Results on out-of-sample images. Top row shows proposals generated at \(T_o = 0.5\). Our training set does not contain any object present in these images, but yet our network can generate very good proposals on them. Bottom row shows heatmaps. White represents low objectness, and black is high objectness scores. Best viewed in color. (Color figure online)

6 Conclusions and Future Work

In this work we have presented a CNN approach at objectness estimation and detection proposal generation for FLS images. Our approach is simple, only requiring images with labeled objects, and works surprisingly well, specially in objects that are not present in the training set, which is a very desirable property of any object detector.

Over our dataset we obtain a \(94\,\%\) recall at objectness threshold of 0.5, and by lowering the threshold to 0.1 we obtain \(97\,\%\) recall.

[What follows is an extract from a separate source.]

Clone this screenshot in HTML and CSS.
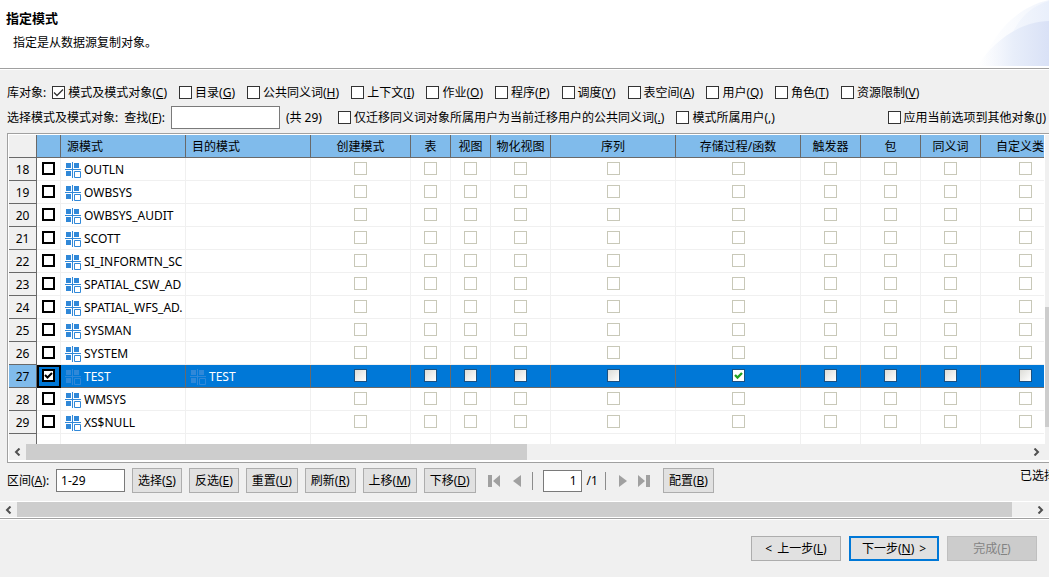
FILE: index.html
```
<!DOCTYPE html>
<html lang="zh-CN">
<head>
<meta charset="utf-8">
<title>指定模式</title>
<link rel="stylesheet" href="styles.css">
</head>
<body>
<svg class="sprite" aria-hidden="true">
  <symbol id="schema" viewBox="0 0 16 16">
    <path fill="currentColor" d="M1 1h5v5H1zM9 1h5v5H9zM1 9h5v5H1zM7 0h1v16H7zM0 7h16v1H0z"/>
    <path fill="none" stroke="currentColor" d="M9.500 9.500h6v6h-6z"/>
  </symbol>
  <symbol id="chevron-left" viewBox="0 0 8 8">
    <path fill="none" stroke="#505050" stroke-width="2" d="M6 0.500L2.500 4L6 7.500"/>
  </symbol>
  <symbol id="chevron-right" viewBox="0 0 8 8">
    <path fill="none" stroke="#505050" stroke-width="2" d="M2 0.500L5.500 4L2 7.500"/>
  </symbol>
</svg>

<header class="banner">
  <div class="banner-text">
    <h1>指定模式</h1>
    <p>指定是从数据源复制对象。</p>
  </div>
  <svg class="banner-art" viewBox="0 0 72 66" aria-hidden="true">
    <defs>
      <linearGradient id="fade-a" x1="0" x2="1"><stop offset="0" stop-color="#f4f7fd" stop-opacity="0"/><stop offset="1" stop-color="#f0f4fc"/></linearGradient>
      <linearGradient id="fade-b" x1="0" x2="1"><stop offset="0" stop-color="#f4f7fd"/><stop offset="1" stop-color="#e9effb"/></linearGradient>
      <linearGradient id="fade-c" x1="0" x2="1"><stop offset="0" stop-color="#f4f7fd" stop-opacity="0"/><stop offset="0.500" stop-color="#e8eefa"/><stop offset="1" stop-color="#d9e1f6"/></linearGradient>
    </defs>
    <path fill="url(#fade-a)" d="M4 66C14 38 36 8 72 0V66Z"/>
    <path fill="url(#fade-b)" d="M34 36C42 18 54 6 72 1V66Z"/>
    <path fill="url(#fade-c)" d="M0 66C18 40 42 22 72 21V66Z"/>
  </svg>
</header>

<main class="content">
  <div class="options">
    <span>库对象:</span>
    <label><input type="checkbox" class="box" checked>模式及模式对象(<u>C</u>)</label>
    <label><input type="checkbox" class="box">目录(<u>G</u>)</label>
    <label><input type="checkbox" class="box">公共同义词(<u>H</u>)</label>
    <label><input type="checkbox" class="box">上下文(<u>I</u>)</label>
    <label><input type="checkbox" class="box">作业(<u>O</u>)</label>
    <label><input type="checkbox" class="box">程序(<u>P</u>)</label>
    <label><input type="checkbox" class="box">调度(<u>Y</u>)</label>
    <label><input type="checkbox" class="box">表空间(<u>A</u>)</label>
    <label><input type="checkbox" class="box">用户(<u>Q</u>)</label>
    <label><input type="checkbox" class="box">角色(<u>T</u>)</label>
    <label><input type="checkbox" class="box">资源限制(<u>V</u>)</label>
  </div>
  <div class="search">
    <span>选择模式及模式对象:</span>
    <label for="find">查找(<u>F</u>):</label>
    <input type="text" id="find" class="field find">
    <span class="total">(共 29)</span>
    <label><input type="checkbox" class="box">仅迁移同义词对象所属用户为当前迁移用户的公共同义词(<u>.</u>)</label>
    <label><input type="checkbox" class="box">模式所属用户(<u>,</u>)</label>
    <label class="apply"><input type="checkbox" class="box">应用当前选项到其他对象(<u>J</u>)</label>
  </div>

  <section class="frame">
    <div class="frame-body">
      <div class="viewport">
        <table class="grid">
          <colgroup>
            <col class="w28"><col class="w24"><col class="w125"><col class="w125"><col class="w100"><col class="w40"><col class="w40"><col class="w60"><col class="w125"><col class="w125"><col class="w60"><col class="w60"><col class="w60"><col class="w90">
          </colgroup>
          <thead>
            <tr><th class="corner"></th><th></th><th class="left">源模式</th><th class="left">目的模式</th><th>创建模式</th><th>表</th><th>视图</th><th>物化视图</th><th>序列</th><th>存储过程/函数</th><th>触发器</th><th>包</th><th>同义词</th><th class="last">自定义类</th></tr>
          </thead>
          <tbody id="rows"></tbody>
        </table>
      </div>
      <div class="vscroll"><div class="vthumb"></div></div>
    </div>
    <div class="hscroll inner">
      <svg class="arrow"><use href="#chevron-left"/></svg>
      <div class="track"><div class="thumb thumb-grid"></div></div>
      <svg class="arrow"><use href="#chevron-right"/></svg>
    </div>
  </section>

  <div class="toolbar">
    <label for="range">区间(<u>A</u>):</label>
    <input type="text" id="range" class="field range" value="1-29">
    <button type="button">选择(<u>S</u>)</button>
    <button type="button">反选(<u>E</u>)</button>
    <button type="button">重置(<u>U</u>)</button>
    <button type="button">刷新(<u>R</u>)</button>
    <button type="button">上移(<u>M</u>)</button>
    <button type="button">下移(<u>D</u>)</button>
    <div class="pager">
      <button type="button" class="nav" aria-label="首页"><svg width="13" height="12"><path d="M0 0h4v12H0zM12 0v12L5 6z"/></svg></button>
      <button type="button" class="nav" aria-label="上一页"><svg width="11" height="12"><path d="M10 0v12L2 6z"/></svg></button>
      <span class="rule"></span>
      <input type="text" class="field page" value="1" aria-label="页码">
      <span>/1</span>
      <span class="rule"></span>
      <button type="button" class="nav" aria-label="下一页"><svg width="11" height="12"><path d="M3 0v12L11 6z"/></svg></button>
      <button type="button" class="nav" aria-label="末页"><svg width="13" height="12"><path d="M9 0h4v12H9zM1 0v12L8 6z"/></svg></button>
    </div>
    <button type="button">配置(<u>B</u>)</button>
    <span class="selected-count">已选择</span>
  </div>
</main>

<div class="hscroll outer">
  <svg class="arrow"><use href="#chevron-left"/></svg>
  <div class="track"><div class="thumb thumb-page"></div></div>
  <svg class="arrow"><use href="#chevron-right"/></svg>
</div>

<footer class="actions">
  <button type="button"><span>&lt;</span><span>上一步(<u>L</u>)</span></button>
  <button type="button" class="primary"><span>下一步(<u>N</u>)</span><span>&gt;</span></button>
  <button type="button" disabled><span>完成(<u>F</u>)</span></button>
</footer>
<script src="grid.js"></script>
</body>
</html>
```

FILE: styles.css
```
* { box-sizing: border-box; }

body {
  margin: 0;
  min-height: 100vh;
  overflow: hidden;
  background: #f0f0f0;
  color: #000;
  font: 12px/16px "Noto Sans", "Noto Sans CJK SC", sans-serif;
}

button, input { font: inherit; color: inherit; margin: 0; }
label, span, button { white-space: nowrap; }
u { text-underline-offset: 1px; }
.sprite { position: absolute; width: 0; height: 0; }

.banner {
  display: flex;
  justify-content: space-between;
  background: #fff;
  border-bottom: 1px solid #fff;
  box-shadow: inset 0 -1px #a0a0a0;
  padding-bottom: 3px;
}
.banner-text { padding: 10px 6px; }
.banner h1 { margin: 0 0 9px; font-size: 13px; line-height: 16px; font-weight: 700; }
.banner p { margin: 0 0 0 7px; }
.banner-art { width: 72px; height: 66px; flex: none; }

.content { overflow: hidden; padding: 14px 0 8px 7px; }
.options, .search { display: flex; align-items: center; }
.options { gap: 12px; height: 17px; }
.options > span { margin-right: -6px; }
.search { gap: 6px; height: 23px; margin: 5px 0 4px; padding-right: 3px; }
.total { margin-right: 10px; }
.search label + label { margin-left: 6px; }
.options label, .search label { display: flex; align-items: center; }
.search .apply { margin-left: auto; }

.box {
  appearance: none;
  flex: none;
  width: 13px;
  height: 13px;
  margin-right: 3px;
  border: 1px solid #333;
  background: #fff;
}
.box:checked {
  background: #fff url("data:image/svg+xml,%3Csvg xmlns='http://www.w3.org/2000/svg' viewBox='0 0 11 11'%3E%3Cpath fill='none' stroke='%23333' stroke-width='1.300' d='M1 5.500L4 8.500L10 2.500'/%3E%3C/svg%3E");
}

.field { border: 1px solid #7a7a7a; background: #fff; height: 23px; padding: 0 4px; border-radius: 0; }
.find { width: 109px; }

.frame { border: solid #a0a0a0; border-width: 1px 0 1px 1px; background: #fff; padding: 1px 0 1px 1px; }
.frame-body { display: flex; }
.viewport { flex: 1; min-width: 0; overflow: hidden; }
.vscroll { flex: none; width: 4px; margin-left: 1px; background: #f0f0f0; display: flex; align-items: flex-end; }
.vthumb { width: 100%; height: 39%; margin-bottom: 17px; background: #cdcdcd; }

.hscroll { display: flex; align-items: center; height: 17px; background: #f0f0f0; }
.arrow { flex: none; width: 17px; height: 8px; }
.track { flex: 1; align-self: stretch; display: flex; }
.thumb { background: #cdcdcd; }
.thumb-grid { width: 50%; }
.thumb-page { width: 98%; }
.hscroll.inner { padding-right: 4px; border-bottom: 1px solid #fff; }
.hscroll.outer { border: solid #fff; border-width: 1px 0; }

.grid { table-layout: fixed; border-collapse: separate; border-spacing: 0; width: 1062px; }
.w24 { width: 24px; } .w28 { width: 28px; } .w40 { width: 40px; } .w60 { width: 60px; }
.w90 { width: 90px; } .w100 { width: 100px; } .w125 { width: 125px; }
.grid th, .grid td {
  height: 23px;
  padding: 0;
  overflow: hidden;
  white-space: nowrap;
  font-weight: 400;
  text-align: center;
  vertical-align: middle;
  border: solid #f0f0f0;
  border-width: 0 1px 1px 0;
}
.grid th { padding-top: 2px; }
.grid thead th { background: #80bbeb; border-color: #696969; }
.grid thead .left { text-align: left; padding-left: 6px; }
.grid thead .last { padding-right: 11px; }
.grid thead .corner, .grid tbody th { background: #f0f0f0; border-color: #696969; }
.name { display: flex; align-items: center; gap: 3px; padding: 1px 0 0 4px; }
.name svg { flex: none; width: 16px; height: 16px; color: #3088d8; }
.grid input {
  appearance: none;
  display: block;
  width: 13px;
  height: 13px;
  margin: 0 auto 1px;
  border: 1px solid #c8c8b8;
  background: #fff;
}
.grid input.pick { border: 2px solid #000; }
.grid .current th { background: #80bbeb; }
.grid .current td { background: #0078d7; color: #fff; border-color: #696969; }
.grid .current input { border-color: #1c5180; background: linear-gradient(135deg, #dcdcd7, #fff); }
.grid .current .focus { outline: 2px solid #000; outline-offset: -2px; }
.grid .current .pick { border-color: #000; }
.grid .current .pick:checked {
  background: #fff url("data:image/svg+xml,%3Csvg xmlns='http://www.w3.org/2000/svg' viewBox='0 0 9 9'%3E%3Cpath fill='none' stroke='%23000' stroke-width='2' d='M1 4L3.500 6.500L8 2'/%3E%3C/svg%3E");
}
.grid .current .flag:checked {
  background: #fff url("data:image/svg+xml,%3Csvg xmlns='http://www.w3.org/2000/svg' viewBox='0 0 11 11'%3E%3Cpath fill='none' stroke='%2321a121' stroke-width='2.400' d='M2 5L4.500 7.500L9 3'/%3E%3C/svg%3E");
}
.grid .tail th, .grid .tail td { height: 10px; padding: 0; border-bottom: 0; }

.toolbar { display: flex; align-items: center; gap: 7px; height: 25px; margin-top: 5px; }
.toolbar > button, .actions button {
  border: 1px solid #adadad;
  background: #e1e1e1;
  height: 25px;
  padding: 0 5px;
}
.range { width: 69px; }
.pager { display: flex; align-items: center; gap: 10px; margin: 0 6px 0 5px; }
.nav { border: 0; padding: 0; background: none; height: 12px; }
.nav svg { display: block; fill: #a0a0a0; }
.rule { width: 1px; height: 18px; background: #8c8c8c; }
.page { width: 39px; height: 22px; text-align: right; }
.pager .page + span { margin: 0 -3px 0 -5px; }
.selected-count { margin-left: auto; width: 29px; overflow: hidden; align-self: flex-start; }

.actions {
  display: flex;
  justify-content: flex-end;
  gap: 8px;
  border-top: 1px solid #a0a0a0;
  box-shadow: inset 0 1px #fff;
  padding: 17px 12px 16px;
}
.actions button { display: flex; align-items: center; justify-content: center; gap: 5px; width: 90px; }
.actions .primary { border: 2px solid #0078d7; }
.actions button:disabled { background: #ccc; border-color: #bfbfbf; color: #838383; }
```

FILE: grid.js
```
const schemas = ["OUTLN", "OWBSYS", "OWBSYS_AUDIT", "SCOTT", "SI_INFORMTN_SC", "SPATIAL_CSW_AD", "SPATIAL_WFS_AD.", "SYSMAN", "SYSTEM", "TEST", "WMSYS", "XS$NULL"];
const kinds = ["创建模式", "表", "视图", "物化视图", "序列", "存储过程/函数", "触发器", "包", "同义词", "自定义类"];
const nameCell = (text) => `<div class="name"><svg><use href="#schema"/></svg><span>${text}</span></div>`;

const rows = schemas.map((schema, i) => {
  const current = schema === "TEST";
  const flags = kinds.map((kind) =>
    `<td><input type="checkbox" class="flag" aria-label="${schema} ${kind}"${current && kind === "存储过程/函数" ? " checked" : ""}></td>`).join("");
  return `<tr${current ? ' class="current"' : ""}><th>${18 + i}</th>` +
    `<td${current ? ' class="focus"' : ""}><input type="checkbox" class="pick" aria-label="${schema}"${current ? " checked" : ""}></td>` +
    `<td>${nameCell(schema)}</td><td>${current ? nameCell(schema) : ""}</td>${flags}</tr>`;
});
rows.push(`<tr class="tail"><th></th>${"<td></td>".repeat(13)}</tr>`);
document.getElementById("rows").innerHTML = rows.join("");
```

Neural network-based methods are responsible for large breakthroughs in computer vision for color images, and we believe that similar improvements are possible in other domains, such as FLS images that we used in this work. Detection proposal approaches imply that a generic object detector can be shared by many different perception tasks, while only a recognition stage has to be developed for specific kinds of objects. We believe that our approach will be useful to improve AUV perception capabilities, as well as increasing their autonomy.

Still there is much work to be done in this field. Our method is slow, taking 12 s per frame. We believe that computation time can be improved by converting our network into a Fully Convolutional Neural Network [15].

Our method only uses a single scale, and introducing multiple scales could improve detection results, specially for smaller objects. We also would like to combine our approach with a object recognition system for integrated detection and classification in FLS images.